__TO BE DONE__
The listing below holds pictures; exclude them. Return exactly the lines from the one with "Recreate this image" through the one with "<Underline />".

[BEGIN INFORMATION PROVIDED]

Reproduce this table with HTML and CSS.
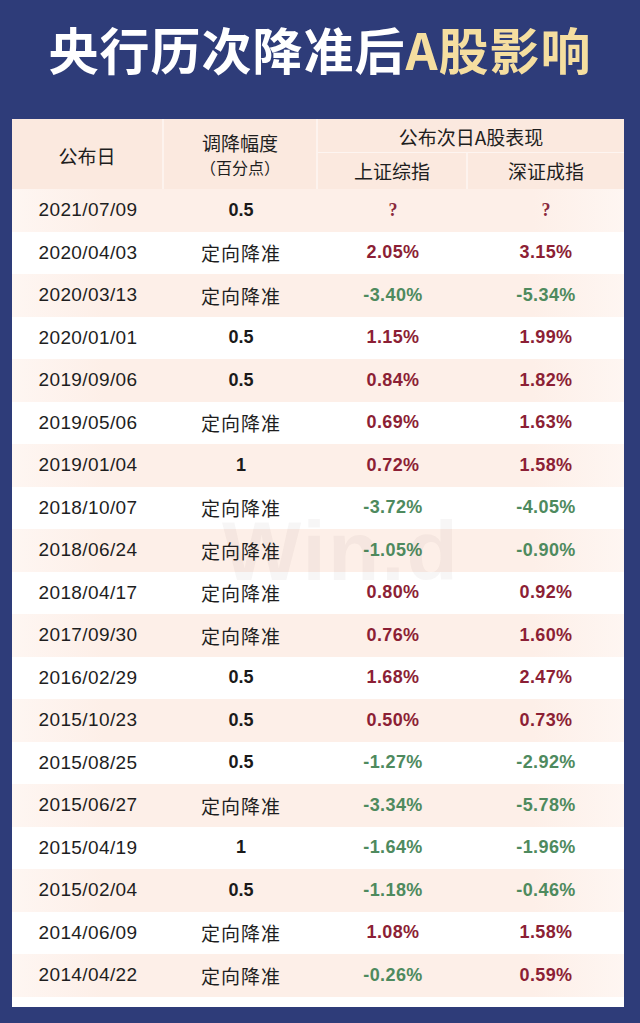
FILE: index.html
```html
<!DOCTYPE html>
<html lang="zh-CN">
<head>
<meta charset="utf-8">
<title>央行历次降准后A股影响</title>
<link rel="stylesheet" href="styles.css">
</head>
<body>
<div class="page">
  <h1 class="title">央行历次降准后<span class="gold">A股影响</span></h1>
  <div class="panel">
    <div class="watermark">Win.d</div>
    <div class="head">
      <div class="hc h-date">公布日</div>
      <div class="hc h-cut"><span>调降幅度</span><span class="sub">（百分点）</span></div>
      <div class="hc h-next">公布次日A股表现</div>
      <div class="hc h-sh">上证综指</div>
      <div class="hc h-sz">深证成指</div>
    </div>
    <div class="rows">
      <div class="row alt"><div class="d">2021/07/09</div><div class="b">0.5</div><div class="q">?</div><div class="q">?</div></div>
      <div class="row"><div class="d">2020/04/03</div><div class="c">定向降准</div><div class="up">2.05%</div><div class="up">3.15%</div></div>
      <div class="row alt"><div class="d">2020/03/13</div><div class="c">定向降准</div><div class="dn">-3.40%</div><div class="dn">-5.34%</div></div>
      <div class="row"><div class="d">2020/01/01</div><div class="b">0.5</div><div class="up">1.15%</div><div class="up">1.99%</div></div>
      <div class="row alt"><div class="d">2019/09/06</div><div class="b">0.5</div><div class="up">0.84%</div><div class="up">1.82%</div></div>
      <div class="row"><div class="d">2019/05/06</div><div class="c">定向降准</div><div class="up">0.69%</div><div class="up">1.63%</div></div>
      <div class="row alt"><div class="d">2019/01/04</div><div class="b">1</div><div class="up">0.72%</div><div class="up">1.58%</div></div>
      <div class="row"><div class="d">2018/10/07</div><div class="c">定向降准</div><div class="dn">-3.72%</div><div class="dn">-4.05%</div></div>
      <div class="row alt"><div class="d">2018/06/24</div><div class="c">定向降准</div><div class="dn">-1.05%</div><div class="dn">-0.90%</div></div>
      <div class="row"><div class="d">2018/04/17</div><div class="c">定向降准</div><div class="up">0.80%</div><div class="up">0.92%</div></div>
      <div class="row alt"><div class="d">2017/09/30</div><div class="c">定向降准</div><div class="up">0.76%</div><div class="up">1.60%</div></div>
      <div class="row"><div class="d">2016/02/29</div><div class="b">0.5</div><div class="up">1.68%</div><div class="up">2.47%</div></div>
      <div class="row alt"><div class="d">2015/10/23</div><div class="b">0.5</div><div class="up">0.50%</div><div class="up">0.73%</div></div>
      <div class="row"><div class="d">2015/08/25</div><div class="b">0.5</div><div class="dn">-1.27%</div><div class="dn">-2.92%</div></div>
      <div class="row alt"><div class="d">2015/06/27</div><div class="c">定向降准</div><div class="dn">-3.34%</div><div class="dn">-5.78%</div></div>
      <div class="row"><div class="d">2015/04/19</div><div class="b">1</div><div class="dn">-1.64%</div><div class="dn">-1.96%</div></div>
      <div class="row alt"><div class="d">2015/02/04</div><div class="b">0.5</div><div class="dn">-1.18%</div><div class="dn">-0.46%</div></div>
      <div class="row"><div class="d">2014/06/09</div><div class="c">定向降准</div><div class="up">1.08%</div><div class="up">1.58%</div></div>
      <div class="row alt"><div class="d">2014/04/22</div><div class="c">定向降准</div><div class="dn">-0.26%</div><div class="up">0.59%</div></div>
    </div>
  </div>
</div>
</body>
</html>
```

FILE: styles.css
```css
html, body {
  margin: 0;
  padding: 0;
  background: #2e3c79;
}
.page {
  width: 640px;
  height: 1023px;
  background: #2e3c79;
  overflow: hidden;
}
.title {
  margin: 0;
  height: 119px;
  line-height: 96px;
  text-align: center;
  color: #ffffff;
  font-family: "Noto Sans CJK SC", "Noto Sans", sans-serif;
  font-weight: 700;
  font-size: 50px;
  letter-spacing: 1px;
}
.gold {
  color: #f5dea0;
}
.panel {
  position: relative;
  margin-left: 12px;
  width: 612px;
  height: 888px;
  background: #ffffff;
  box-sizing: border-box;
}
.watermark {
  position: absolute;
  left: 210px;
  top: 384px;
  font-family: "Liberation Sans", Arial, sans-serif;
  font-weight: 700;
  font-size: 84px;
  color: rgba(60, 40, 40, 0.045);
  letter-spacing: 2px;
  pointer-events: none;
}
.head {
  display: grid;
  grid-template-columns: 152px 154px 150px 156px;
  grid-template-rows: 34px 36px;
  background: #fcefe8;
  font-family: "Noto Sans CJK SC", "Noto Sans", sans-serif;
  font-size: 19px;
  color: #1e1e1e;
}
.hc {
  background: #fbe9df;
  display: flex;
  align-items: center;
  justify-content: center;
  box-sizing: border-box;
}
.h-date {
  grid-column: 1;
  grid-row: 1 / 3;
  border-right: 2px solid #fdf3ee;
  padding-top: 2px;
}
.h-cut {
  grid-column: 2;
  grid-row: 1 / 3;
  flex-direction: column;
  line-height: 24px;
  border-right: 2px solid #fdf3ee;
  padding-top: 2px;
}
.h-cut .sub {
  font-size: 16px;
}
.h-next {
  grid-column: 3 / 5;
  grid-row: 1;
  border-bottom: 1px solid #fdf5f1;
  padding-top: 2px;
}
.h-sh {
  grid-column: 3;
  grid-row: 2;
  border-right: 2px solid #fdf3ee;
  padding-bottom: 2px;
}
.h-sz {
  grid-column: 4;
  grid-row: 2;
  padding-bottom: 2px;
}
.rows {
  display: flex;
  flex-direction: column;
}
.row {
  display: grid;
  grid-template-columns: 152px 154px 150px 156px;
  height: 42.5px;
  align-items: center;
  text-align: center;
  background: #ffffff;
}
.row.alt {
  background: linear-gradient(90deg, #fef6f2 0%, #fdefe8 15%, #fdefe8 85%, #fef6f2 100%);
}
.d {
  font-family: "Liberation Sans", Arial, sans-serif;
  font-size: 19px;
  letter-spacing: 0.4px;
  color: #1e1e1e;
}
.c {
  font-family: "Noto Sans CJK SC", "Noto Sans", sans-serif;
  font-size: 19px;
  letter-spacing: 1px;
  color: #1e1e1e;
}
.b {
  font-family: "Liberation Sans", Arial, sans-serif;
  font-weight: 700;
  font-size: 18px;
  color: #1a1a1a;
}
.q {
  font-family: "Liberation Serif", "Times New Roman", serif;
  font-weight: 700;
  font-size: 18px;
  color: #8a2a3c;
}
.up, .dn {
  font-family: "Liberation Sans", Arial, sans-serif;
  font-weight: 700;
  font-size: 18px;
  letter-spacing: 0.4px;
}
.up {
  color: #8c1f35;
}
.dn {
  color: #4e8a5e;
}
```
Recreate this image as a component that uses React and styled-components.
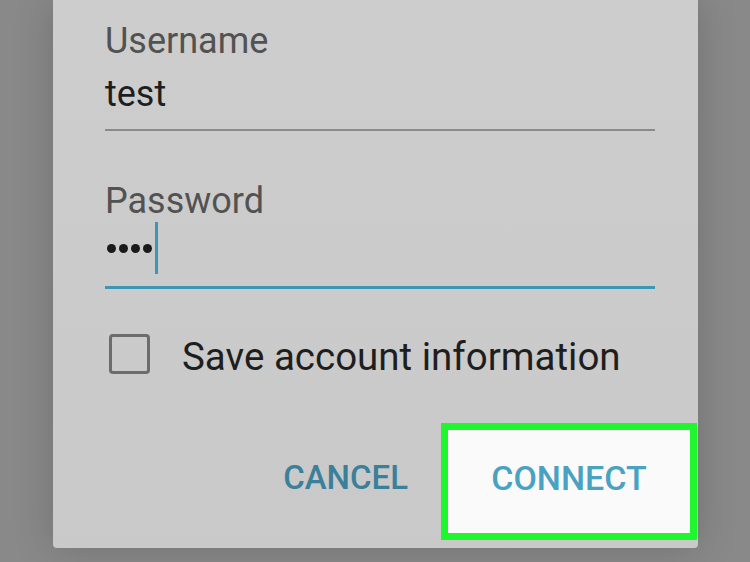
import React from 'react';
import styled, { createGlobalStyle } from 'styled-components';

const GlobalStyle = createGlobalStyle`
  html, body {
    margin: 0;
    padding: 0;
    width: 750px;
    height: 562px;
    overflow: hidden;
    background: #898989;
    font-family: Roboto, "Noto Sans", sans-serif;
  }
`;

const App = () => {
  return (
    <>
      <GlobalStyle />
      <Screen>
        <Dialog>
          <FieldLabel>Username</FieldLabel>
          <FieldValue>test</FieldValue>
          <Underline />

          <FieldLabel spaced>Password</FieldLabel>
          <InputRow>
            <Dot />
            <Dot />
            <Dot />
            <Dot />
            <Cursor />
          </InputRow>
          <Underline focused />

          <CheckRow>
            <CheckBox />
            <CheckText>Save account information</CheckText>
          </CheckRow>

          <ButtonBar>
            <TextButton>CANCEL</TextButton>
            <HighlightButton>CONNECT</HighlightButton>
          </ButtonBar>
        </Dialog>
      </Screen>
    </>
  );
};

const Screen = styled.div`
  width: 750px;
  height: 562px;
  background: #898989;
`;

const Dialog = styled.div`
  box-sizing: border-box;
  margin-left: 53px;
  width: 645px;
  height: 548px;
  padding: 20px 43px 0 52px;
  display: flex;
  flex-direction: column;
  background: linear-gradient(#cdcdcd, #c9c9c9);
  border-radius: 0 0 4px 4px;
  box-shadow: 0 0 40px rgba(0, 0, 0, 0.18);
`;

const FieldLabel = styled.div`
  font-size: 36px;
  line-height: 42px;
  color: #525252;
  margin-top: ${(p) => (p.spaced ? '49px' : '0')};
`;

const FieldValue = styled.div`
  font-size: 36px;
  line-height: 42px;
  color: #1e1e1e;
  margin-top: 11px;
`;

const Underline = styled.div`
  height: ${(p) => (p.focused ? '3px' : '2px')};
  background: ${(p) => (p.focused ? '#3f96b4' : '#8b8b8b')};
  margin-top: ${(p) => (p.focused ? '12px' : '14px')};
`;

const InputRow = styled.div`
  display: flex;
  align-items: center;
  gap: 3px;
  height: 52px;
  padding-left: 2px;
`;

const Dot = styled.span`
  width: 9px;
  height: 9px;
  border-radius: 50%;
  background: #1a1a1a;
`;

const Cursor = styled.span`
  width: 3px;
  height: 52px;
  background: #3f96b4;
`;

const CheckRow = styled.div`
  display: flex;
  align-items: center;
  gap: 32px;
  margin-top: 45px;
  height: 40px;
`;

const CheckBox = styled.span`
  box-sizing: border-box;
  width: 41px;
  height: 40px;
  margin-left: 4px;
  border: 3px solid #6c6c6c;
  border-radius: 4px;
`;

const CheckText = styled.span`
  font-size: 38.5px;
  line-height: 40px;
  margin-top: 5px;
  color: #1e1e1e;
`;

const ButtonBar = styled.div`
  display: flex;
  justify-content: flex-end;
  align-items: center;
  gap: 33px;
  margin-top: 49px;
  margin-right: -42px;
`;

const TextButton = styled.button`
  background: none;
  border: none;
  padding: 0;
  margin-bottom: 9px;
  font-family: Roboto, sans-serif;
  font-weight: 500;
  font-size: 33px;
  line-height: 33px;
  color: #3a809a;
`;

const HighlightButton = styled.button`
  box-sizing: border-box;
  width: 256px;
  height: 117px;
  padding: 0 0 8px 0;
  border: 7px solid #1ef62d;
  background: #fafafa;
  font-family: Roboto, sans-serif;
  font-weight: 500;
  font-size: 34px;
  line-height: 34px;
  color: #4aa2c2;
`;

export default App;
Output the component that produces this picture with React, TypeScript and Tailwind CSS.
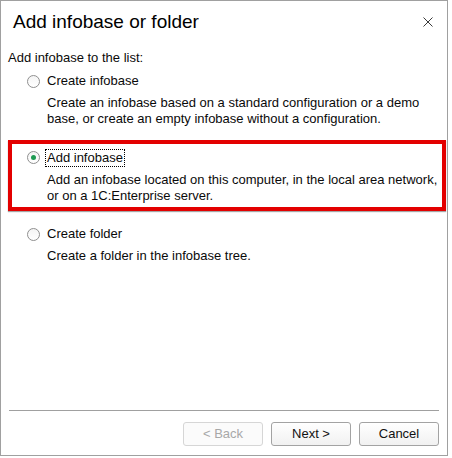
import React from "react";

interface OptionProps {
  label: string;
  description: string[];
  checked?: boolean;
}

const Radio: React.FC<{ checked?: boolean }> = ({ checked }) => (
  <span className="flex h-[13px] w-[13px] items-center justify-center rounded-full border border-[#8f8f8f] bg-gradient-to-b from-[#f4f4f4] to-white">
    {checked && <span className="h-[5px] w-[5px] rounded-full bg-[#1e9a52]" />}
  </span>
);

const Option: React.FC<OptionProps> = ({ label, description, checked }) => (
  <div className="flex">
    <div className="flex w-[39px] shrink-0 pl-[19px] pt-[2px]">
      <Radio checked={checked} />
    </div>
    <div className="flex flex-col">
      {checked ? (
        <span className="-ml-[2px] self-start border border-dotted border-black px-[1px] leading-[16px]">
          {label}
        </span>
      ) : (
        <span className="leading-[16px]">{label}</span>
      )}
      <div className={checked ? "mt-[5px]" : "mt-[6px]"}>
        {description.map((line) => (
          <div key={line} className="leading-[16px]">
            {line}
          </div>
        ))}
      </div>
    </div>
  </div>
);

const Button: React.FC<{ children: React.ReactNode; disabled?: boolean }> = ({
  children,
  disabled,
}) => (
  <button
    disabled={disabled}
    className={`h-[24px] w-[80px] rounded-[3px] border text-[13px] ${
      disabled
        ? "border-[#d6d6d6] bg-[#fbfbfb] text-[#a8a8a8]"
        : "border-[#a3a3a3] bg-gradient-to-b from-white to-[#f1f1f1] text-[#111]"
    }`}
  >
    {children}
  </button>
);

export default function App() {
  return (
    <div className="h-[458px] w-[452px] bg-white font-['Liberation_Sans',Arial,sans-serif] text-[13px] text-[#0a0a0a]">
      <div className="flex h-[456px] w-[448px] flex-col border border-[#a0a0a0] bg-white">
        {/* header */}
        <div className="flex items-start justify-between pt-[9px] pl-[12px] pr-[14px]">
          <h1 className="text-[19px] leading-[24px] text-black">Add infobase or folder</h1>
          <svg className="mt-[7px]" width="10" height="10" viewBox="0 0 10 10">
            <path d="M0.5 0.5 L9.5 9.5 M9.5 0.5 L0.5 9.5" stroke="#3a3a3a" strokeWidth="1" />
          </svg>
        </div>

        <div className="mt-[16px] pl-[7px]">
          <div className="leading-[16px]">Add infobase to the list:</div>

          <div className="mt-[7px]">
            <Option
              label="Create infobase"
              description={[
                "Create an infobase based on a standard configuration or a demo",
                "base, or create an empty infobase without a configuration.",
              ]}
            />
          </div>

          <div className="mt-[13px] w-[438px] border-4 border-[#e30000] pt-[5px] pb-[3px] shadow-[0_1px_1px_rgba(0,0,0,0.35)]">
            <div className="-ml-[4px]">
              <Option
                checked
                label="Add infobase"
                description={[
                  "Add an infobase located on this computer, in the local area network,",
                  "or on a 1C:Enterprise server.",
                ]}
              />
            </div>
          </div>

          <div className="mt-[15px]">
            <Option label="Create folder" description={["Create a folder in the infobase tree."]} />
          </div>
        </div>

        <div className="flex-1" />

        <div className="px-[8px]">
          <div className="h-px bg-[#a0a0a0]" />
          <div className="mt-[11px] mb-[9px] flex justify-end gap-[8px]">
            <Button disabled>&lt; Back</Button>
            <Button>Next &gt;</Button>
            <Button>Cancel</Button>
          </div>
        </div>
      </div>
    </div>
  );
}
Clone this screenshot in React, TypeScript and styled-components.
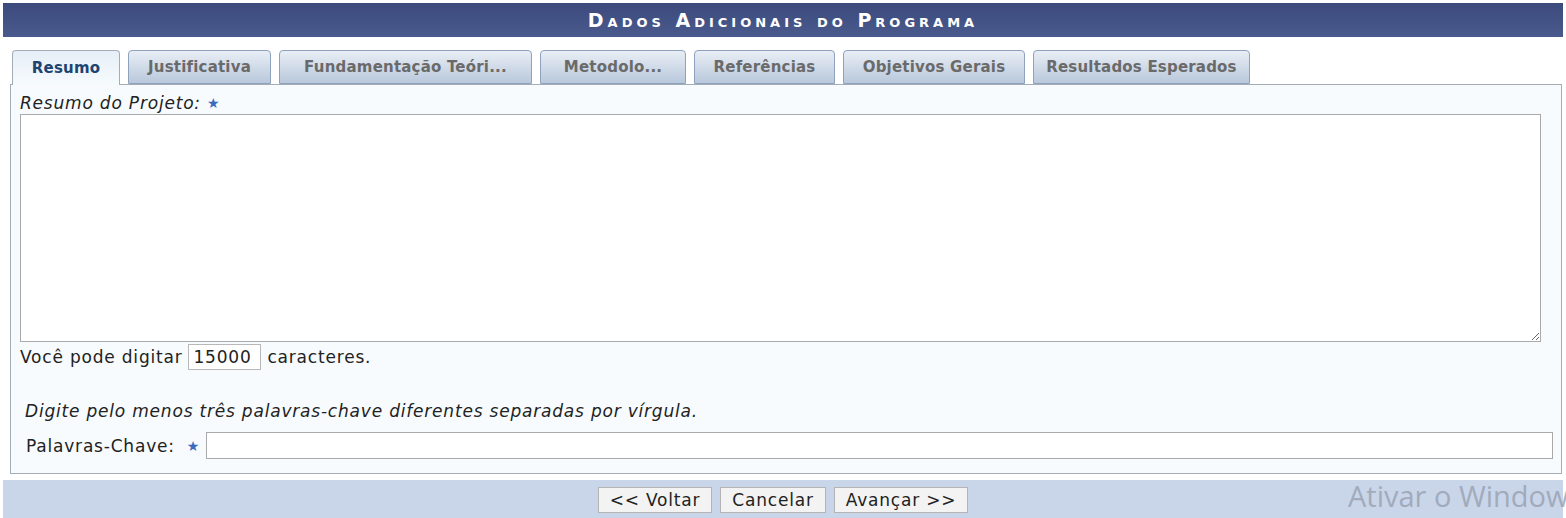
import React, {useState} from 'react';
import styled, {createGlobalStyle} from 'styled-components';

const GlobalStyle = createGlobalStyle`
    html, body {
        margin: 0;
        padding: 0;
        background: #ffffff;
        overflow: hidden;
    }
    body {
        font-family: "DejaVu Sans", Verdana, sans-serif;
        color: #222;
    }
`;

const Page = styled.div`
    position: relative;
    width: 1560px;
    padding: 3px 3px 0;
`;

const Caption = styled.div`
    height: 34px;
    display: flex;
    align-items: center;
    justify-content: center;
    background: linear-gradient(to bottom, #3c4a7c, #4a5a8e);
    color: #fff;
    font-weight: bold;
    font-variant: small-caps;
    font-size: 19px;
    letter-spacing: 4px;
`;

const Body = styled.div`
    padding: 12px 1px 0 7px;
`;

const TabStrip = styled.div`
    display: flex;
    gap: 8px;
    padding-left: 2px;
    height: 35px;
    align-items: flex-end;
`;

const Tab = styled.div<{$active?: boolean; $width: number}>`
    width: ${p => p.$width}px;
    height: ${p => p.$active ? '35px' : '34px'};
    margin-bottom: ${p => p.$active ? '-1px' : '0'};
    box-sizing: border-box;
    display: flex;
    align-items: center;
    justify-content: center;
    white-space: nowrap;
    border: 1px solid ${p => p.$active ? '#a4adb6' : '#8ea2bd'};
    border-bottom: ${p => p.$active ? 'none' : '1px solid #8ea2bd'};
    border-radius: 4px 4px 0 0;
    background: ${p => p.$active
        ? 'linear-gradient(to bottom, #e6eef7, #f7fbfd)'
        : 'linear-gradient(to bottom, #e9eef5, #b9c8dc)'};
    color: ${p => p.$active ? '#1e4471' : '#6a6a6a'};
    font-weight: bold;
    font-size: 15px;
    letter-spacing: 0.2px;
    position: relative;
    z-index: ${p => p.$active ? 1 : 0};
    cursor: pointer;
`;

const Panel = styled.div`
    border: 1px solid #a4adb6;
    background: #f7fbfd;
    padding: 8px 20px 12px 9px;
    height: 390px;
    box-sizing: border-box;
`;

const Label = styled.div<{$italic?: boolean}>`
    font-size: 17px;
    letter-spacing: 0.8px;
    font-style: ${p => p.$italic ? 'italic' : 'normal'};
    line-height: 20px;
    color: #222;
`;

const Star = styled.span`
    color: #3a6bbf;
    font-style: normal;
    font-size: 14px;
    margin-left: 6px;
    vertical-align: 1px;
`;

const TextArea = styled.textarea`
    display: block;
    box-sizing: border-box;
    width: 1521px;
    height: 228px;
    margin: 1px 0 0;
    border: 1px solid #a9a9a9;
    background: #fff;
    resize: both;
    font-family: "DejaVu Sans", sans-serif;
`;

const CounterRow = styled.div`
    display: flex;
    align-items: center;
    gap: 6px;
    margin-top: 2px;
    font-size: 17px;
    letter-spacing: 0.8px;
`;

const CounterBox = styled.input`
    box-sizing: border-box;
    width: 73px;
    height: 26px;
    border: 1px solid #b8b8b8;
    background: #fff;
    font-family: "DejaVu Sans", sans-serif;
    font-size: 17px;
    letter-spacing: 0.8px;
    padding: 0 4px;
    color: #222;
`;

const Hint = styled(Label)`
    margin: 31px 0 0 5px;
`;

const KeywordRow = styled.div`
    display: flex;
    align-items: center;
    gap: 6px;
    margin: 11px 0 0 6px;
    font-size: 17px;
    letter-spacing: 0.8px;
`;

const KeywordInput = styled.input`
    flex: 1;
    box-sizing: border-box;
    height: 27px;
    border: 1px solid #a9a9a9;
    background: #fff;
    margin-right: -12px;
`;

const Footer = styled.div`
    margin-top: 6px;
    height: 40px;
    background: #c9d5e9;
    display: flex;
    align-items: center;
    justify-content: center;
    gap: 8px;
`;

const Button = styled.button`
    height: 26px;
    padding: 0 11px;
    border: 1px solid #b4b4b4;
    background: #f3f3f3;
    font-family: "DejaVu Sans", sans-serif;
    font-size: 17px;
    letter-spacing: 0.8px;
    color: #222;
`;

const Watermark = styled.div`
    position: absolute;
    left: 1348px;
    top: 476px;
    white-space: nowrap;
    font-family: "Open Sans", sans-serif;
    font-size: 29px;
    color: rgba(150, 160, 175, 0.8);
    pointer-events: none;
`;

const tabs = [
    {label: 'Resumo', width: 108},
    {label: 'Justificativa', width: 143},
    {label: 'Fundamentação Teóri...', width: 253},
    {label: 'Metodolo...', width: 146},
    {label: 'Referências', width: 141},
    {label: 'Objetivos Gerais', width: 182},
    {label: 'Resultados Esperados', width: 217},
];

export default function App() {
    const [active, setActive] = useState(0);
    const [resumo, setResumo] = useState('');

    return <>
        <GlobalStyle />
        <Page>
            <Caption>Dados Adicionais do Programa</Caption>
            <Body>
                <TabStrip>
                    {tabs.map((t, i) =>
                        <Tab key={t.label} $width={t.width} $active={i === active} onClick={() => setActive(i)}>
                            {t.label}
                        </Tab>
                    )}
                </TabStrip>
                <Panel>
                    <Label $italic>Resumo do Projeto:<Star>★</Star></Label>
                    <TextArea value={resumo} onChange={e => setResumo(e.target.value)} />
                    <CounterRow>
                        Você pode digitar
                        <CounterBox readOnly value={15000 - resumo.length} />
                        caracteres.
                    </CounterRow>
                    <Hint $italic>Digite pelo menos três palavras-chave diferentes separadas por vírgula.</Hint>
                    <KeywordRow>
                        Palavras-Chave:<Star>★</Star>
                        <KeywordInput />
                    </KeywordRow>
                </Panel>
            </Body>
            <Footer>
                <Button>&lt;&lt; Voltar</Button>
                <Button>Cancelar</Button>
                <Button>Avançar &gt;&gt;</Button>
            </Footer>
            <Watermark>Ativar o Windows</Watermark>
        </Page>
    </>;
}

[END INFORMATION PROVIDED]

__PROBLEM SOLUTION__
Recreate this image as a component that uses React and styled-components.
import React from 'react';
import styled, { createGlobalStyle } from 'styled-components';

const GlobalStyle = createGlobalStyle`
  html, body {
    margin: 0;
    padding: 0;
    width: 750px;
    height: 562px;
    overflow: hidden;
    background: #898989;
    font-family: Roboto, "Noto Sans", sans-serif;
  }
`;

const App = () => {
  return (
    <>
      <GlobalStyle />
      <Screen>
        <Dialog>
          <FieldLabel>Username</FieldLabel>
          <FieldValue>test</FieldValue>
          <Underline />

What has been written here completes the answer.